NASA launches Mars rover Spirit

At 1:58 p.m. EDT (17:58 UTC) on June 10, 2003, a Boeing Delta II 7925 rocket roared off Space Launch Complex 17A at Cape Canaveral Air Force Station, Florida, carrying NASA’s Mars Exploration Rover Spirit toward the Red Planet. The launch marked the first of two identical rover missions designed to "follow the water" on Mars, seeking geologic evidence that liquid water once existed on or near the surface. In a year overshadowed by risk and recovery, the ascent of Spirit signaled both a scientific ambition and an institutional resolve that would reshape modern Mars exploration.
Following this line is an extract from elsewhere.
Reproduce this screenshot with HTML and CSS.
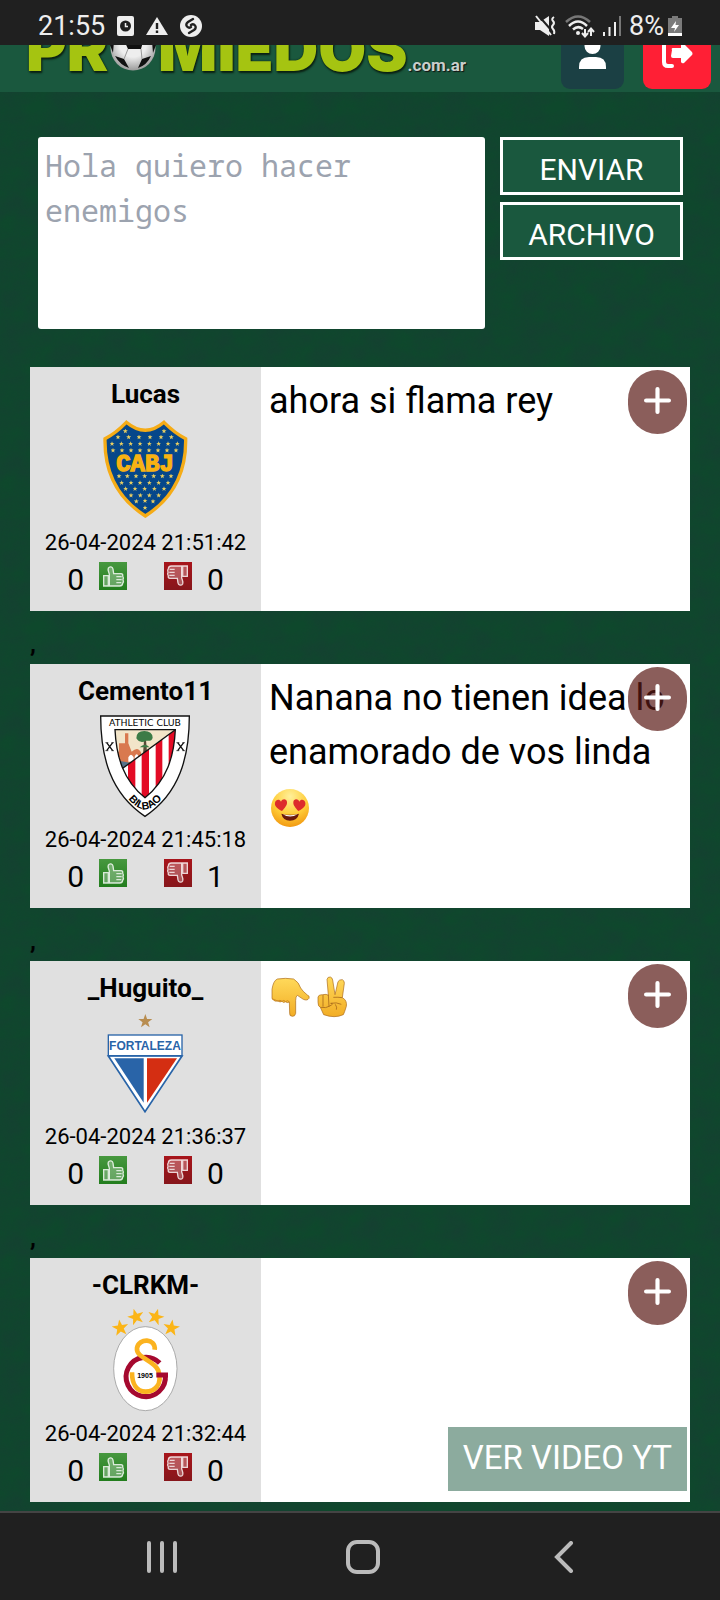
FILE: index.html
```html
<!DOCTYPE html>
<html lang="es">
<head>
<meta charset="utf-8">
<meta name="viewport" content="width=device-width, initial-scale=1">
<title>Promiedos - Chat</title>
<link rel="stylesheet" href="styles.css">
</head>
<body>
<svg class="defs" aria-hidden="true">
  <defs>
    <linearGradient id="green" x1="0" y1="0" x2="0" y2="1"><stop offset="0" stop-color="#47983f"/><stop offset="1" stop-color="#227d1d"/></linearGradient>
    <linearGradient id="red" x1="0" y1="0" x2="0" y2="1"><stop offset="0" stop-color="#a8151b"/><stop offset="1" stop-color="#86161b"/></linearGradient>
    <radialGradient id="face" cx=".5" cy=".2" r=".85"><stop offset="0" stop-color="#fff09a"/><stop offset=".55" stop-color="#ffcd38"/><stop offset="1" stop-color="#f0920c"/></radialGradient>
    <linearGradient id="skin" x1="0" y1="0" x2="0" y2="1"><stop offset="0" stop-color="#ffd95a"/><stop offset="1" stop-color="#f2ad25"/></linearGradient>
    <marker id="dot" viewBox="-10 -10 20 20" markerWidth="15" markerHeight="15" markerUnits="userSpaceOnUse"><path d="M0-10L2.500-3H10L4 1.500L6 9L0 4.500L-6 9L-4 1.500L-10-3H-2.500Z" fill="#e9cf62"/></marker>
  </defs>
  <symbol id="star" viewBox="-10 -10 20 20"><path d="M0-10L2.400-3.200H9.600L3.800 1.200L5.900 8.100L0 4L-5.900 8.100L-3.800 1.200L-9.600-3.200H-2.400Z"/></symbol>
  <symbol id="plus" viewBox="0 0 26 26"><path d="M13 2V24M2 13H24" fill="none" stroke="#fff" stroke-width="4" stroke-linecap="round"/></symbol>
  <symbol id="hand" viewBox="0 0 84 84">
    <path d="M14 41H28V72H14ZM31 41C33 33 24 27 28 18C32 12 41 14 42 21L44 35H66Q73 36 71 42Q75 48 72 53Q75 59 71 64Q70 72 62 72H31Z" fill="#fff" fill-opacity=".28" stroke="#fff" stroke-opacity=".8" stroke-width="4"/>
    <path d="M52 44H68M52 53H68M52 62H67" stroke="#fff" stroke-opacity=".75" stroke-width="4"/>
  </symbol>
  <symbol id="like" viewBox="0 0 84 84"><rect width="84" height="84" fill="url(#green)"/><use href="#hand"/></symbol>
  <symbol id="dislike" viewBox="0 0 84 84"><rect width="84" height="84" fill="url(#red)"/><use href="#hand" transform="rotate(180 42 42)"/></symbol>
</svg>

<div class="statusbar">
  <div class="status-group">
    <span class="clock">21:55</span>
    <svg width="17" height="20" viewBox="0 0 17 20"><rect width="17" height="20" rx="2" fill="#eee"/><circle cx="8.500" cy="10" r="5.500" fill="#202020"/><path d="M8.500 7V10.500H11" stroke="#eee" stroke-width="1.500" fill="none"/></svg>
    <svg width="22" height="20" viewBox="0 0 22 20"><path d="M11 1L22 19H0Z" fill="#eee"/><path d="M11 7V13M11 14.500V17" stroke="#202020" stroke-width="2.400"/></svg>
    <svg width="22" height="22" viewBox="0 0 22 22"><circle cx="11" cy="11" r="11" fill="#eee"/><path d="M13 4L8 7C4 10 8 14 11 12M9 18L14 15C18 12 14 8 11 10" fill="none" stroke="#202020" stroke-width="2.400" stroke-linecap="round"/></svg>
  </div>
  <div class="status-group status-right">
    <svg width="22" height="22" viewBox="0 0 22 22"><path d="M0 7H5L14 1V21L5 15H0Z" fill="#eee"/><path d="M3 0L17 16" stroke="#202020" stroke-width="2"/><path d="M1 1L16 20" stroke="#eee" stroke-width="2"/><path d="M19 2Q16 4 18 6T18 10T18 14T19 19" fill="none" stroke="#eee" stroke-width="2"/></svg>
    <svg width="30" height="23" viewBox="0 0 30 23"><path d="M1 7Q13-4 25 7" fill="none" stroke="#777" stroke-width="2.500"/><path d="M4 11Q13 2 22 11M8 14.500Q13 10 18 14" fill="none" stroke="#eee" stroke-width="2.500"/><circle cx="13" cy="18" r="2" fill="#eee"/><path d="M20 14V21M17 18L20 21.500L23 18M26 21V14M23 17L26 13.500L29 17" fill="none" stroke="#eee" stroke-width="2"/></svg>
    <svg width="18" height="20" viewBox="0 0 18 20"><path d="M1 16V20M6.500 11V20M12 6V20" stroke="#eee" stroke-width="2"/><path d="M17 0V20" stroke="#777" stroke-width="2"/></svg>
    <span class="battery">8%</span>
    <svg width="14" height="20" viewBox="0 0 14 20"><path d="M4 0H10V2H14V20H0V2H4Z" fill="#7b7b7b"/><path d="M0 17H14V20H0ZM8 5L3 12H7L6 16L11 9H7.500Z" fill="#fff"/></svg>
  </div>
</div>

<header class="header">
  <a class="logo" href="#" aria-label="Promiedos.com.ar">
    <span class="logo-word">PR</span>
    <svg class="ball" viewBox="0 0 46 46"><defs><radialGradient id="ballg" cx=".5" cy=".4" r=".6"><stop offset=".5" stop-color="#eee"/><stop offset="1" stop-color="#9a9a9a"/></radialGradient></defs><circle cx="23" cy="23" r="22.500" fill="url(#ballg)"/><path d="M13 13L23 8L34 13L31 24H18ZM5 31L14 34L19 43Q10 40 5 31ZM41 31L32 34L28 43Q37 40 41 31ZM0 20L4 16L3 28ZM46 20L42 16L43 28Z" fill="#111"/><path d="M18 24L14 34M31 24L32 34M4 16L13 13M42 16L34 13" stroke="#999"/></svg>
    <span class="logo-word">MIEDOS</span>
    <span class="logo-tld">.com.ar</span>
  </a>
  <div class="header-actions">
    <button class="icon-button user" aria-label="Usuario"><svg width="27" height="34" viewBox="0 0 27 34"><circle cx="13.500" cy="11" r="8" fill="#fff"/><path d="M0 34V32Q0 22 10 22H17Q27 22 27 32V34Z" fill="#fff"/></svg></button>
    <button class="icon-button logout" aria-label="Salir"><svg width="32" height="34" viewBox="0 0 32 34"><path d="M12 6H8Q3 6 3 11V27Q3 31 7 31H11" fill="none" stroke="#fff" stroke-width="4" stroke-linecap="round"/><path d="M11 15Q10 13 12 13H20V9Q21 7 23 9L31 17Q32 19 31 20L23 28Q21 29 20 27V23H12Q10 23 10 21Z" fill="#fff"/></svg></button>
  </div>
</header>

<main class="main">
  <form class="composer">
    <textarea class="message" aria-label="Mensaje" placeholder="Hola quiero hacer enemigos"></textarea>
    <div class="composer-actions">
      <button class="button" type="button">ENVIAR</button>
      <button class="button" type="button">ARCHIVO</button>
    </div>
  </form>

  <article class="post">
    <div class="author">
      <h2 class="name">Lucas</h2>
      <svg class="badge" viewBox="229 171 300 312" role="img" aria-label="Boca Juniors">
        <path d="M320 187Q377 235 433 187Q466 220 498 236C500 345 455 418 377 468C299 418 254 345 256 236Q288 220 320 187Z" fill="#06478a" stroke="#f5ac17" stroke-width="10"/>
        <g fill="none"><path marker-start="url(#dot)" marker-mid="url(#dot)" marker-end="url(#dot)" d="M317 213L433 213L455 231L424 231L391 231L358 231L327 231L295 231L277 251L305 251L333 251L361 251L389 251L417 251L445 251L473 251L469 271L442 271L415 271L388 271L361 271L334 271L307 271L280 271M298 348L323 348L349 348L375 348L402 348L428 348L454 348L445 368L417 368L389 368L361 368L334 368L306 368L318 386L346 386L375 386L404 386L433 386L417 406L389 406L362 406L334 406L350 424L376 422L400 424L376 443"/></g>
        <text x="376" y="333" text-anchor="middle" class="boca">CABJ</text>
      </svg>
      <time class="date">26-04-2024 21:51:42</time>
      <div class="votes">
        <div class="vote"><span>0</span><button aria-label="Me gusta"><svg width="28" height="28"><use href="#like"/></svg></button></div>
        <div class="vote"><button aria-label="No me gusta"><svg width="28" height="28"><use href="#dislike"/></svg></button><span>0</span></div>
      </div>
    </div>
    <p class="text">ahora si flama rey</p>
    <button class="more" aria-label="Más"><svg width="27" height="27"><use href="#plus"/></svg></button>
  </article>
  <div class="separator">,</div>

  <article class="post">
    <div class="author">
      <h2 class="name">Cemento11</h2>
      <svg class="badge" viewBox="229 162 300 312" role="img" aria-label="Athletic Club Bilbao">
        <defs><clipPath id="inner"><path d="M286 209H467C463 290 442 360 376 413C310 360 290 290 286 209Z"/></clipPath><path id="arc" d="M308 388Q340 446 376 448Q412 446 446 388"/></defs>
        <path d="M243 168H509C509 290 480 400 376 469C272 400 243 290 243 168Z" fill="#fff" stroke="#111" stroke-width="4"/>
        <g clip-path="url(#inner)">
          <path d="M280 200H480V420H280Z" fill="#f2e5c9"/>
          <path d="M290 275H298V250H316V220H326V250L336 275Q355 258 364 278V310H290Z" fill="#d9794f"/>
          <path d="M326 305V292Q334 276 342 292V305ZM345 300V290Q351 276 357 290V300Z" fill="#fff"/>
          <path d="M285 300L330 308L310 330H285Z" fill="#56728a"/>
          <path d="M370 285L373 240H379L382 275Z" fill="#574a38"/>
          <path d="M350 235Q350 213 374 213Q398 213 399 233Q396 245 380 242Q360 252 350 235ZM360 262Q376 246 390 262Z" fill="#3c7b46"/>
          <path d="M305 328L470 207V420H305Z" fill="#fff"/>
          <path d="M325 314L347 298V420H325ZM366 284L388 267V420H366ZM408 253L428 238V420H408ZM447 224L469 208V420H447Z" fill="#e30b25"/>
          <path d="M305 328L470 207" stroke="#111" stroke-width="4"/>
        </g>
        <path d="M286 209H467C463 290 442 360 376 413C310 360 290 290 286 209Z" fill="none" stroke="#111" stroke-width="4"/>
        <text x="376" y="198" text-anchor="middle" class="bilbao-top">ATHLETIC CLUB</text>
        <text class="bilbao-name"><textPath href="#arc" startOffset="50%" text-anchor="middle">BILBAO</textPath></text>
        <path d="M261 248L279 272M279 248L261 272M474 248L492 272M492 248L474 272" stroke="#111" stroke-width="4"/>
        <path d="M257 248H266M275 248H283M257 272H266M275 272H283M470 248H479M488 248H496M470 272H479M488 272H496" stroke="#111" stroke-width="2"/>
      </svg>
      <time class="date">26-04-2024 21:45:18</time>
      <div class="votes">
        <div class="vote"><span>0</span><button aria-label="Me gusta"><svg width="28" height="28"><use href="#like"/></svg></button></div>
        <div class="vote"><button aria-label="No me gusta"><svg width="28" height="28"><use href="#dislike"/></svg></button><span>1</span></div>
      </div>
    </div>
    <p class="text">Nanana no tienen idea lo enamorado de vos linda <svg class="emoji" viewBox="27 407 126 126" role="img" aria-label="😍"><circle cx="90" cy="470" r="57" fill="url(#face)"/><path d="M64 487Q90 494 117 487Q112 508 90 508Q69 508 64 487Z" fill="#6b1a0c"/><path d="M68 489Q90 495 113 489Q90 502 68 489Z" fill="#fff"/><path id="heart" d="M66 479C52 472 43 464 45 454C48 443 59 443 63 451C67 441 80 442 81 452C82 462 74 470 66 479Z" fill="#dd2c2c"/><use href="#heart" transform="translate(181 0) scale(-1 1)"/></svg></p>
    <button class="more" aria-label="Más"><svg width="27" height="27"><use href="#plus"/></svg></button>
  </article>
  <div class="separator">,</div>

  <article class="post">
    <div class="author">
      <h2 class="name">_Huguito_</h2>
      <svg class="badge" viewBox="229 180 300 312" role="img" aria-label="Fortaleza">
        <use href="#star" x="355" y="189" width="44" height="44" fill="#b88d50"/>
        <path d="M266 315H487L376 482Z" fill="#fff" stroke="#2964a8" stroke-width="5"/>
        <rect x="266" y="252" width="221" height="62" fill="#fff" stroke="#2964a8" stroke-width="4"/>
        <path d="M284 322H372V455Z" fill="#2964a8"/><path d="M382 322H472L382 455Z" fill="#d42e12"/>
        <text x="376" y="297" text-anchor="middle" class="fortaleza">FORTALEZA</text>
      </svg>
      <time class="date">26-04-2024 21:36:37</time>
      <div class="votes">
        <div class="vote"><span>0</span><button aria-label="Me gusta"><svg width="28" height="28"><use href="#like"/></svg></button></div>
        <div class="vote"><button aria-label="No me gusta"><svg width="28" height="28"><use href="#dislike"/></svg></button><span>0</span></div>
      </div>
    </div>
    <p class="text"><svg class="emoji" viewBox="27 42 126 126" role="img" aria-label="👇"><path d="M36 110V82Q40 56 52 51Q76 47 101 51Q117 61 122 78Q128 88 142 99Q150 102 147 109Q142 117 130 112L112 100Q107 103 107 115V154Q105 164 97 163Q88 163 89 153L88 120Q81 124 77 119Q70 124 66 118Q60 122 54 117Q45 121 36 110Z" fill="url(#skin)" stroke="#a96818" stroke-width="2"/><path d="M36 110Q45 114 54 117Q60 112 66 118Q72 112 77 119Q83 112 88 120" fill="none" stroke="#d08d27" stroke-width="3"/></svg><svg class="emoji" viewBox="153 42 126 126" role="img" aria-label="✌"><path d="M205 100L201 52Q203 44 211 45Q217 47 218 54L225 98L234 59Q238 52 247 53Q254 57 253 64L247 107Q262 115 259 133Q253 153 250 158Q224 170 191 158L181 136Q174 134 174 121V105Q176 97 188 98Q200 95 205 100Z" fill="url(#skin)" stroke="#a96818" stroke-width="2"/><path d="M189 99V134M205 98L207 134M181 136Q200 139 207 133Q224 125 213 124M220 106Q234 105 247 107M211 124Q230 120 244 127M226 127Q232 136 229 143" fill="none" stroke="#aa6b1c" stroke-width="2.500"/></svg></p>
    <button class="more" aria-label="Más"><svg width="27" height="27"><use href="#plus"/></svg></button>
  </article>
  <div class="separator">,</div>

  <article class="post">
    <div class="author">
      <h2 class="name">-CLRKM-</h2>
      <svg class="badge" viewBox="227 174 300 312" role="img" aria-label="Galatasaray">
        <g fill="#fbb517"><use href="#star" x="-26" y="-26" width="52" height="52" transform="translate(300 234) rotate(-8)"/><use href="#star" x="-26" y="-26" width="52" height="52" transform="translate(347 201) rotate(-16)"/><use href="#star" x="-26" y="-26" width="52" height="52" transform="translate(406 201) rotate(16)"/><use href="#star" x="-26" y="-26" width="52" height="52" transform="translate(453 234) rotate(8)"/></g>
        <ellipse cx="375" cy="356" rx="95" ry="126" fill="#fff" stroke="#888" stroke-width="2"/>
        <path d="M418 339A59 59 0 1 0 435 375" fill="none" stroke="#a5092f" stroke-width="15"/>
        <path d="M403 299C407 264 356 263 350 294C346 325 402 329 414 362C428 405 402 425 376 425C348 425 335 400 335 367" fill="none" stroke="#fbb320" stroke-width="14"/>
        <path d="M408 375H443" stroke="#a5092f" stroke-width="15"/>
        <text x="374" y="383" text-anchor="middle" class="gala">1905</text>
      </svg>
      <time class="date">26-04-2024 21:32:44</time>
      <div class="votes">
        <div class="vote"><span>0</span><button aria-label="Me gusta"><svg width="28" height="28"><use href="#like"/></svg></button></div>
        <div class="vote"><button aria-label="No me gusta"><svg width="28" height="28"><use href="#dislike"/></svg></button><span>0</span></div>
      </div>
    </div>
    <p class="text"></p>
    <button class="more" aria-label="Más"><svg width="27" height="27"><use href="#plus"/></svg></button>
    <button class="video">VER VIDEO YT</button>
  </article>
</main>

<nav class="navbar" aria-label="Sistema">
  <button aria-label="Recientes"><svg width="30" height="32" viewBox="0 0 30 32"><path d="M2 2V30M15 2V30M28 2V30" stroke="#bbb" stroke-width="4" stroke-linecap="round"/></svg></button>
  <button aria-label="Inicio"><svg width="34" height="34" viewBox="0 0 34 34"><rect x="2" y="2" width="30" height="30" rx="9" fill="none" stroke="#bbb" stroke-width="4"/></svg></button>
  <button aria-label="Atrás"><svg width="20" height="32" viewBox="0 0 20 32"><path d="M17 2L3 16L17 30" fill="none" stroke="#bbb" stroke-width="4" stroke-linecap="round"/></svg></button>
</nav>
</body>
</html>
```
FILE: styles.css
```css
* {
  box-sizing: border-box;
}

body {
  margin: 0;
  min-height: 100vh;
  display: flex;
  flex-direction: column;
  font-family: Roboto, "Liberation Sans", sans-serif;
  color: #000;
  background-color: #0e482c;
  background-image: url("data:image/svg+xml,%3Csvg xmlns='http://www.w3.org/2000/svg' width='260' height='260'%3E%3Cfilter id='n' x='0' y='0' width='1' height='1' color-interpolation-filters='sRGB'%3E%3CfeTurbulence type='fractalNoise' baseFrequency='.04 .05' numOctaves='4' stitchTiles='stitch'/%3E%3CfeColorMatrix values='0 0 0 0 .09 0 0 0 0 .24 0 0 0 0 .2 1 0 0 0 -.2'/%3E%3C/filter%3E%3Crect width='260' height='260' filter='url(%23n)'/%3E%3C/svg%3E");
}

button {
  padding: 0;
  border: 0;
  background: none;
  font: inherit;
  color: inherit;
}

.defs {
  position: absolute;
  width: 0;
  height: 0;
}

.statusbar {
  display: flex;
  justify-content: space-between;
  align-items: center;
  height: 45px;
  padding: 7px 38px 0;
  background: #202020;
  color: #eee;
  font-size: 27px;
}

.status-group {
  display: flex;
  align-items: center;
  gap: 12px;
}

.status-right {
  gap: 8px;
}

.battery {
  margin-right: -4px;
}

.header {
  display: flex;
  justify-content: space-between;
  align-items: flex-end;
  height: 47px;
  padding: 0 9px 3px 26px;
  overflow: hidden;
  background: #1a583e;
}

.logo {
  display: flex;
  align-items: baseline;
  padding-bottom: 14px;
  text-decoration: none;
}

.logo-word {
  font: 900 62px/44px Inter, sans-serif;
  color: #a5c411;
  text-shadow: 1px 2px 2px #0a2012, 0 0 2px #0a2012;
}

.ball {
  width: 46px;
  height: 46px;
  margin: 0 2px;
}

.logo-tld {
  font-size: 17px;
  font-weight: 700;
  color: #c9cfcc;
  text-shadow: 1px 1px 1px #111;
}

.header-actions {
  display: flex;
  gap: 19px;
}

.icon-button {
  display: flex;
  justify-content: center;
  align-items: flex-end;
  width: 63px;
  height: 66px;
  padding-bottom: 20px;
  border-radius: 9px;
}

.user {
  background: #1b4044;
}

.logout {
  width: 68px;
  background: #ff1f35;
}

.main {
  flex: 1;
  padding: 45px 30px 9px;
}

.composer {
  display: flex;
  gap: 15px;
  padding: 0 7px 0 8px;
  margin-bottom: 38px;
}

.message {
  flex: 1;
  min-width: 0;
  height: 192px;
  padding: 6px 7px;
  border: 0;
  border-radius: 3px;
  background: #fff;
  font: 30px/45px "Noto Sans Mono", "DejaVu Sans Mono", monospace;
  resize: none;
}

.message::placeholder {
  color: #9ca3af;
  opacity: 1;
}

.composer-actions {
  display: flex;
  flex-direction: column;
  gap: 7px;
  width: 183px;
}

.button {
  height: 58px;
  padding-top: 6px;
  border: 3px solid #fff;
  background: #1a583e;
  color: #fff;
  font-size: 30px;
}

.post {
  position: relative;
  display: flex;
  background: #fff;
}

.author {
  display: flex;
  flex-direction: column;
  align-items: center;
  width: 35%;
  padding: 9px 0 13px;
  background: #e0e0e0;
}

.name {
  margin: 0 0 5px;
  font-size: 26px;
  line-height: 36px;
}

.badge {
  width: 100px;
  height: 104px;
  margin-bottom: 6px;
}

.boca {
  font: 700 72px "Liberation Mono", monospace;
  fill: #f8b212;
  stroke: #f8b212;
  stroke-width: 4px;
}

.bilbao-top {
  font: 28px "DejaVu Sans", sans-serif;
}

.bilbao-name {
  font: 700 32px "Liberation Sans", sans-serif;
}

.fortaleza {
  font: 700 36px "Liberation Sans", sans-serif;
  fill: #2964a8;
}

.gala {
  font: 700 21px "Liberation Sans", sans-serif;
}

.date {
  font-size: 22px;
  line-height: 32px;
}

.votes {
  display: flex;
  align-items: baseline;
  gap: 37px;
  padding-top: 3px;
  font-size: 30px;
  line-height: 36px;
}

.vote {
  display: flex;
  align-items: baseline;
  gap: 15px;
}

.vote button {
  display: flex;
}

.text {
  flex: 1;
  min-width: 0;
  margin: 0;
  padding: 7px 8px;
  font-size: 36px;
  line-height: 54px;
}

.emoji {
  width: 42px;
  height: 42px;
  vertical-align: middle;
}

.more {
  position: absolute;
  top: 3px;
  right: 3px;
  display: flex;
  justify-content: center;
  align-items: center;
  width: 59px;
  height: 64px;
  padding-bottom: 4px;
  border-radius: 30px;
  background: rgba(90, 25, 22, 0.7);
}

.video {
  position: absolute;
  right: 3px;
  bottom: 11px;
  height: 64px;
  padding: 0 15px 4px;
  background: #8cab9e;
  color: #fff;
  font-size: 33px;
}

.separator {
  display: flex;
  align-items: flex-end;
  height: 53px;
  font-size: 24px;
  font-weight: 700;
  line-height: 40px;
}

.navbar {
  display: grid;
  grid-template-columns: repeat(3, 1fr);
  height: 90px;
  padding: 0 56px 0 62px;
  border-top: 2px solid #444;
  background: #202020;
}

.navbar button {
  display: flex;
  justify-content: center;
  align-items: center;
}
```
Historical background and context

The road to Spirit’s launch was paved by decades of evolving Mars strategy. NASA’s Viking 1 and Viking 2 landers, which touched down in 1976, provided the first in situ analyses of Martian soil and atmosphere, but their life-detection experiments were inconclusive, and mobility on the surface remained a dream. Two decades later, Mars Pathfinder and its small rover Sojourner (landed July 4, 1997) dramatically demonstrated that a mobile robotic geologist could traverse terrain and analyze rocks with a suite of miniaturized instruments.

Setbacks followed. In 1999, Mars Climate Orbiter was lost due to a navigation error stemming from unit conversion, and Mars Polar Lander failed during descent. These high-profile losses prompted a reassessment of the “faster, better, cheaper” approach, sharpening risk controls and systems engineering discipline at the Jet Propulsion Laboratory (JPL) and NASA Headquarters. By the early 2000s, the architecture matured into a cohesive program driven by the question of habitability—whether Mars ever had environments capable of supporting life.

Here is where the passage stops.